The women hoped their actions would force a retaliatory incident serious enough to incite paroled Confederates to revolt against the occupation troops. Butler's men showed remarkable restraint against the insults, but he realized that it was only a matter of time until one of them, pressed too far, would arrest some female belligerent. Undoubtedly the men of New Orleans would attempt a rescue, and Butler feared his small force would be overcome. He dealt with the problem on May 15 by issuing General Orders No. 28, carefully worded to be self-enforcing:
"As the officers and soldiers of the United States have been subjected to repeated insults from the women (calling themselves ladies) of New Orleans, in return for the most scrupulous noninterference and courtesy on our part, it is ordered that hereafter when any female shall, by word, gesture, or movement, insult or show contempt for any officer or soldier of the United States, she shall be regarded and held liable to be treated as a woman of the town plying her avocation."
The "Woman's Order" provoked criticism throughout the Confederacy and in Europe from people who considered his proclamation an unpardonable affront to womanhood. In defense of the order he emphasized the restraint his soldiers had shown civilians in New Orleans. Nevertheless, the infamous order excited indignation and personal animosity toward Butler. Many felt his nickname, "Beast" Butler, was well deserved.

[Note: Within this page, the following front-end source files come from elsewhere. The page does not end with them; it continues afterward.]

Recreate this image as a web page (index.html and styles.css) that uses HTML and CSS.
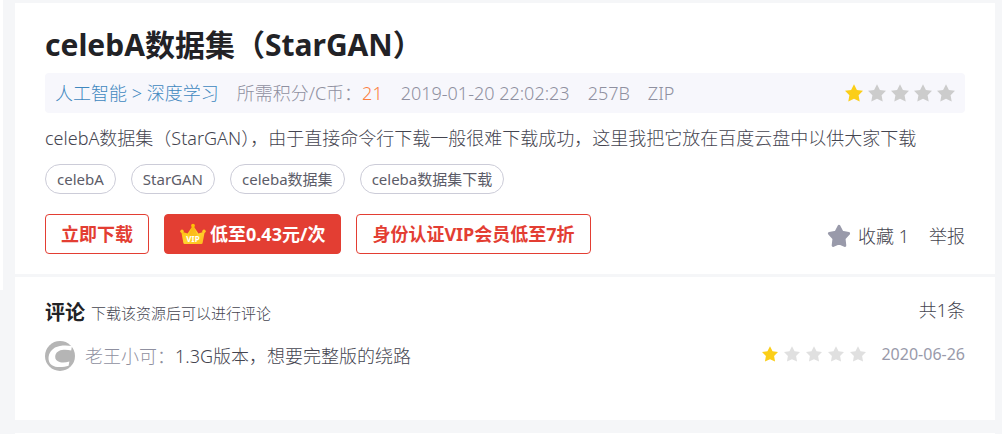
FILE: index.html
```html
<!DOCTYPE html>
<html lang="zh-CN">
<head>
    <meta charset="UTF-8">
    <meta name="viewport" content="width=device-width, initial-scale=1.0">
    <title>celebA数据集（StarGAN）</title>
    <link rel="stylesheet" href="styles.css">
</head>
<body>
    <!-- Shared icons -->
    <svg class="sprite" aria-hidden="true">
        <symbol id="star" viewBox="0 0 18 18">
            <path d="M9 0.2 L11.9 5.9 L18 6.8 L13.6 11.2 L14.7 17.4 L9 14.8 L3.3 17.4 L4.4 11.2 L0 6.8 L6.1 5.9 Z"/>
        </symbol>
    </svg>

    <div class="layout">
        <aside class="side"></aside>

        <main class="content">
            <section class="card resource">
                <h1>celebA数据集（StarGAN）</h1>

                <div class="info">
                    <div class="path"><a href="#">人工智能</a> &gt; <a href="#">深度学习</a></div>
                    <span>所需积分/C币：<em>21</em></span>
                    <span>2019-01-20 22:02:23</span>
                    <span>257B</span>
                    <span>ZIP</span>
                    <div class="stars" role="img" aria-label="1 / 5">
                        <svg class="on"><use href="#star"/></svg>
                        <svg><use href="#star"/></svg>
                        <svg><use href="#star"/></svg>
                        <svg><use href="#star"/></svg>
                        <svg><use href="#star"/></svg>
                    </div>
                </div>

                <p class="desc">celebA数据集（StarGAN），由于直接命令行下载一般很难下载成功，这里我把它放在百度云盘中以供大家下载</p>

                <div class="tags">
                    <a href="#">celebA</a>
                    <a href="#">StarGAN</a>
                    <a href="#">celeba数据集</a>
                    <a href="#">celeba数据集下载</a>
                </div>

                <div class="actions">
                    <button type="button" class="btn">立即下载</button>
                    <button type="button" class="btn btn-vip">
                        <svg class="crown" viewBox="0 0 26 22" aria-hidden="true">
                            <defs>
                                <linearGradient id="gold" x1="0" y1="0" x2="1" y2="1">
                                    <stop offset="0" stop-color="#ffb400"/>
                                    <stop offset="0.5" stop-color="#ffd52e"/>
                                    <stop offset="1" stop-color="#ffb91c"/>
                                </linearGradient>
                            </defs>
                            <path fill="url(#gold)" d="M3.4 20 L1.2 8.4 L7.6 10.6 L12.2 3.6 H13.8 L18.4 10.6 L24.8 8.4 L22.6 20 Q22.5 21 21.4 21 H4.6 Q3.5 21 3.4 20 Z"/>
                            <path fill="#f5a00a" d="M12.2 3.6 L8.6 12 Q13 15 17.4 12 L13.8 3.6 Z" opacity="0.4"/>
                            <circle cx="13" cy="2.6" r="1.9" fill="#ffc107"/>
                            <circle cx="2" cy="8.2" r="1.7" fill="#ffc91f"/>
                            <circle cx="24" cy="8.2" r="1.7" fill="#ffc91f"/>
                            <text x="13" y="18.6" text-anchor="middle">VIP</text>
                        </svg>
                        低至0.43元/次
                    </button>
                    <button type="button" class="btn">身份认证VIP会员低至7折</button>

                    <div class="links">
                        <button type="button" class="link">
                            <svg class="fav" viewBox="0 0 24 24" aria-hidden="true">
                                <path d="M12 2.4 L15 8.2 L21.6 9.4 L17 14.4 L17.8 21.4 L12 18.8 L6.2 21.4 L7 14.4 L2.4 9.4 L9 8.2 Z"/>
                            </svg>
                            收藏 1
                        </button>
                        <button type="button" class="link">举报</button>
                    </div>
                </div>
            </section>

            <section class="card comments">
                <div class="comments-head">
                    <h2>评论</h2>
                    <span class="hint">下载该资源后可以进行评论</span>
                    <span class="total">共1条</span>
                </div>
                <div class="comment">
                    <svg class="avatar" viewBox="0 0 30 30" aria-hidden="true">
                        <circle cx="15" cy="15" r="15" fill="#b5b5b5"/>
                        <path fill="#fff" d="M27 5 C22 4 14.5 4 10 6.6 C5.4 9.4 3.2 14 3.6 18.4 C4.2 23.6 8.6 26 14.4 26 C18 26 21.4 25.6 23.6 24.8 L24.4 20.6 C21 21.4 18 21.8 15.2 21.2 C11.6 20.4 10 18.4 10.2 15.6 C10.6 11.4 14 9 18.6 8.8 C21.4 8.6 24 9 26.2 9.4 Z"/>
                    </svg>
                    <a class="name" href="#">老王小可：</a>
                    <span class="text">1.3G版本，想要完整版的绕路</span>
                    <div class="stars small" role="img" aria-label="1 / 5">
                        <svg class="on"><use href="#star"/></svg>
                        <svg><use href="#star"/></svg>
                        <svg><use href="#star"/></svg>
                        <svg><use href="#star"/></svg>
                        <svg><use href="#star"/></svg>
                    </div>
                    <time datetime="2020-06-26">2020-06-26</time>
                </div>
            </section>

            <section class="card more"></section>
        </main>
    </div>
</body>
</html>
```
FILE: styles.css
```css
* {
    box-sizing: border-box;
}
body {
    margin: 0;
    background-color: #f5f6f8;
    color: #44444f;
    font-family: "Noto Sans", "Noto Sans CJK SC", sans-serif;
    font-size: 18px;
    font-weight: 300;
    line-height: 26px;
}
h1, h2, p {
    margin: 0;
}
a {
    color: inherit;
    text-decoration: none;
}
button {
    font: inherit;
    cursor: pointer;
}
.sprite {
    position: absolute;
    width: 0;
    height: 0;
}

/* Page layout */
.layout {
    display: flex;
    gap: 12px;
    min-height: 100vh;
    padding-right: 7px;
}
.side {
    width: 3px;
    height: 290px;
    background-color: #fff;
}
.content {
    flex: 1;
    display: flex;
    flex-direction: column;
    padding-top: 3px;
}
.card {
    background-color: #fff;
    padding: 20px 30px;
}

/* Resource */
.resource {
    padding-top: 22px;
}
h1 {
    color: #222226;
    font-size: 30px;
    font-weight: 700;
    line-height: 40px;
}
.info {
    display: flex;
    align-items: center;
    gap: 18px;
    height: 40px;
    margin-top: 8px;
    padding: 0 10px;
    border-radius: 4px;
    background-color: #f7f7fc;
    color: #8f90a0;
    white-space: nowrap;
}
.info em {
    color: #fc7f3f;
    font-style: normal;
}
.path {
    color: #3f88bf;
}
.stars {
    display: flex;
    gap: 5px;
    margin-left: auto;
    fill: #ccc;
}
.stars svg {
    width: 18px;
    height: 18px;
}
.stars .on {
    fill: #fbce18;
}
.desc {
    margin-top: 12px;
}
.tags {
    display: flex;
    gap: 15px;
    margin-top: 13px;
}
.tags a {
    padding: 0 11px;
    border: 1px solid #ccccd8;
    border-radius: 15px;
    color: #5c5c68;
    font-size: 15px;
    font-weight: 400;
    line-height: 28px;
}
.actions {
    display: flex;
    align-items: center;
    gap: 15px;
    margin-top: 20px;
}
.btn {
    display: flex;
    align-items: center;
    gap: 4px;
    height: 40px;
    padding: 0 15px;
    border: 1px solid #e33e33;
    border-radius: 4px;
    background-color: #fff;
    color: #e33e33;
    font-weight: 700;
    white-space: nowrap;
}
.btn-vip {
    background-color: #e33e33;
    color: #fff;
}
.crown {
    width: 26px;
    height: 22px;
}
.crown text {
    fill: #fff;
    font-size: 8px;
    font-weight: 700;
}
.links {
    display: flex;
    gap: 20px;
    margin-left: auto;
    padding-top: 4px;
}
.link {
    display: flex;
    align-items: center;
    gap: 7px;
    padding: 0;
    border: 0;
    background: none;
    color: inherit;
}
.fav {
    width: 24px;
    height: 24px;
    fill: #999aaa;
    stroke: #999aaa;
    stroke-width: 3;
    stroke-linejoin: round;
}

/* Comments */
.comments {
    margin-top: 3px;
    padding-bottom: 49px;
}
.comments-head {
    display: flex;
    align-items: center;
    gap: 6px;
}
h2 {
    color: #222226;
    font-size: 20px;
    font-weight: 700;
    line-height: 32px;
}
.hint {
    font-size: 15px;
}
.total {
    align-self: flex-start;
    margin-left: auto;
}
.comment {
    display: flex;
    align-items: center;
    margin-top: 12px;
}
.avatar {
    width: 30px;
    height: 30px;
    margin-right: 10px;
}
.name {
    color: #8f90a0;
}
.small {
    gap: 6px;
    margin-bottom: 4px;
    fill: #e0e0e0;
}
.small svg {
    width: 16px;
    height: 16px;
}
time {
    margin: 0 0 4px 15px;
    color: #999aaa;
    font-size: 16px;
    font-weight: 400;
}
.more {
    flex: 1;
    margin-top: 13px;
    padding: 0;
}
```
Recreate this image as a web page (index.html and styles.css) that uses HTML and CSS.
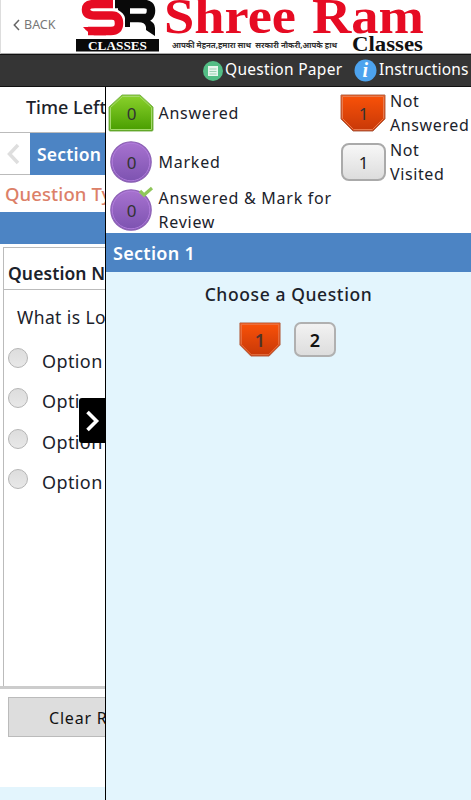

Immediately upon learning of General Orders No. 28, John T. Monroe, Mayor of New Orleans, wrote a scathing letter to General Butler decrying the order. Strangely, almost as soon as it was written, Monroe retracted it and issued an apology. However, one who did not issue an apology was Jefferson Davis. President Davis issued a "Proclamation" branding Butler and his officers as nothing more than outlaws that would be hanged if captured.